Subject: re:question 2
Posted By: Barbara Day-Hickman
Date Posted: July 1, 2003, 3:17 PM
Though many of the prints
selected for this study are anonymous and undated, by examining
the technical style and interpretive formula used in each composition,
scholars can at least approximate the social and political perspective
of the artist and audience. Unlike textual commentaries that can
be rationally delimited or defined, images register meanings that
cannot be contained by strictly rational categories of analysis.
That is, visual forms elicit desires, fantasies, and fears of both
the artist and his/her audience. The attitudes registered in this
selection of prints probably fall somewhere between the exigencies
of the new political system (post 1789), the idiosyncrasies of
the artist and his ability to anticipate the fears, expectations,
and fantasies of a projected audience.
Subject: re:question 2 (continued)
Posted By: Barbara Day-Hickman
Date Posted: July 1, 2003, 3:53 PM
Often, the textual commentary differs from
the visual representation in that it was added later to reconfigure
potentially seditious
meanings or nuances in the image. Furthermore, from a utilitarian
point of
view, printers could reuse metal engravings and wood-block etchings
by erasing and reworking the block or plate, or by adding different
texts with cursive or moveable type. Thus, the content of a “reused
image” may not always correspond with the original legend.
It would be important for scholars to compare both image and textual
commentary for their anticipated similarities or unexpected differences.
For example, an incongruity between image and text is apparent
in “The
Fourth Incident of October 5, 1789” [Image
5] where the “king” and
multiple “national guardsmen” referenced in the text
do not appear in the illustration. Instead, a seductive courtesan
and solitary officer have replaced the sacred body of the French
king. The replacement of the king by a “public woman” and
her paramour creates the fundamental irony of the piece.
The problem of “popular representation” is
likewise very complex. We can discern the so-called ”popular” only
indirectly by ascertaining the origins, production, and destination
of the print. Most engravings were derived from fine paintings,
portraits, or engravings and then reworked by the artist or engraver
for a more general or plebeian audience. Thus, even so called “popular” wood-block
prints or etchings were usually inspired by or derived from more
elite sources. For example, the valorous victims in the “Massacre
des prêtres dans le couvent des Carmes” [Image
12] might have been inspired
by David's celebrated “Sabine Women.” Though
the anonymous artist uses a similar binary division of the battle
scene, he shifts the political meaning of the composition by focusing
on the government's brutal treatment of the church and clergy.

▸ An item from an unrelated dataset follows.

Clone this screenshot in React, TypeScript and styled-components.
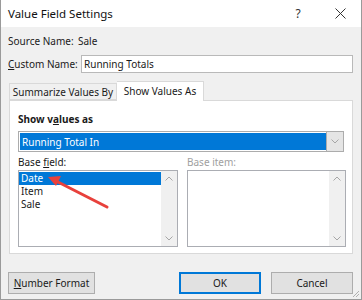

That is, the engraver develops a decidedly counterrevolutionary
theme by portraying the vulnerability of the unarmed priests who
are being assaulted by revolutionary marauders.

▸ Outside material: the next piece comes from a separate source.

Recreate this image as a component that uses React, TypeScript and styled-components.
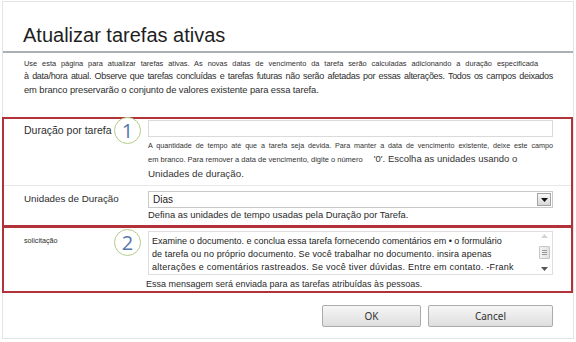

My guess is that many of these prints
were designated for an urban audience. Since fine engravings
were expensive, they could
only be purchased by well-off customers. I would agree with Lynn
that while many of the artists highlight the “agency” of
the crowd, the designers also tended to restrain the representation
of violence through abstraction, technical formality, or by distancing
the audience from most unruly displays. With the exception of the
Foulon/Bertier de Sauvigny narratives [Images 2 and 31],
a good number of prints in our sample modified the impact of violence
by emphasizing symbolic or ritualized aspects of violence. It would
stand to reason that pro-revolutionary printers and their team
of engravers preferred to minimize crowd violence and class tensions
to avoid offending a comfortable clientele so as to stay in business.
Subject: question 2
Posted By: Vivian Cameron
Date Posted: July 6, 2003, 6:05 PM
One of the basic problems with all of these
prints of events relates to the concept of narrative. Unlike the
various written accounts,
reports, and memoirs of events which can discuss a series of events
over time, the printmakers (medal-makers) were reduced to showing
a single moment (or several consecutive moments) within one image,
such as the fall of the Bastille [Image
13], the march to Versailles
[Image
6], or the execution of Foulon [Image
2]. Such a time
constraint (with, at best, a compression of several moments into
a single visualization) restricts the information that can be conveyed
visually. Another problem concerns the date of production of the
prints. The prints in the Histoire de France collection at the
BN, as well as those in the De Vinck collection, are categorized
by the date of the event, not by the date of production. Our Image
19, “Pariser Poisarden,” for
instance, looks stylistically as though it was produced in the
1830s. Given that as a possible date, how does that affect one's
reading of the image? Thirdly, there is the problem of interpretation.
In the case of Image
6, “Memorable
Day at Versailles,” which Joan analyzes, without the text
that mentions “our modern Amazons glorious in their victories...,” we
might be inclined to read the image as a negative comment about
the women who marched to Versailles. While Joan reads the figure
of the woman leaning “affectionately against a Guardsman” as “the
transgression of moral and political authority unleashed by the
Revolution,” it could also be read as a sexualization, and
thereby trivialization, of the political actions of the women during
the October days, hence not as “phallic threat” but as
flirtatious dalliance in the rococo sense.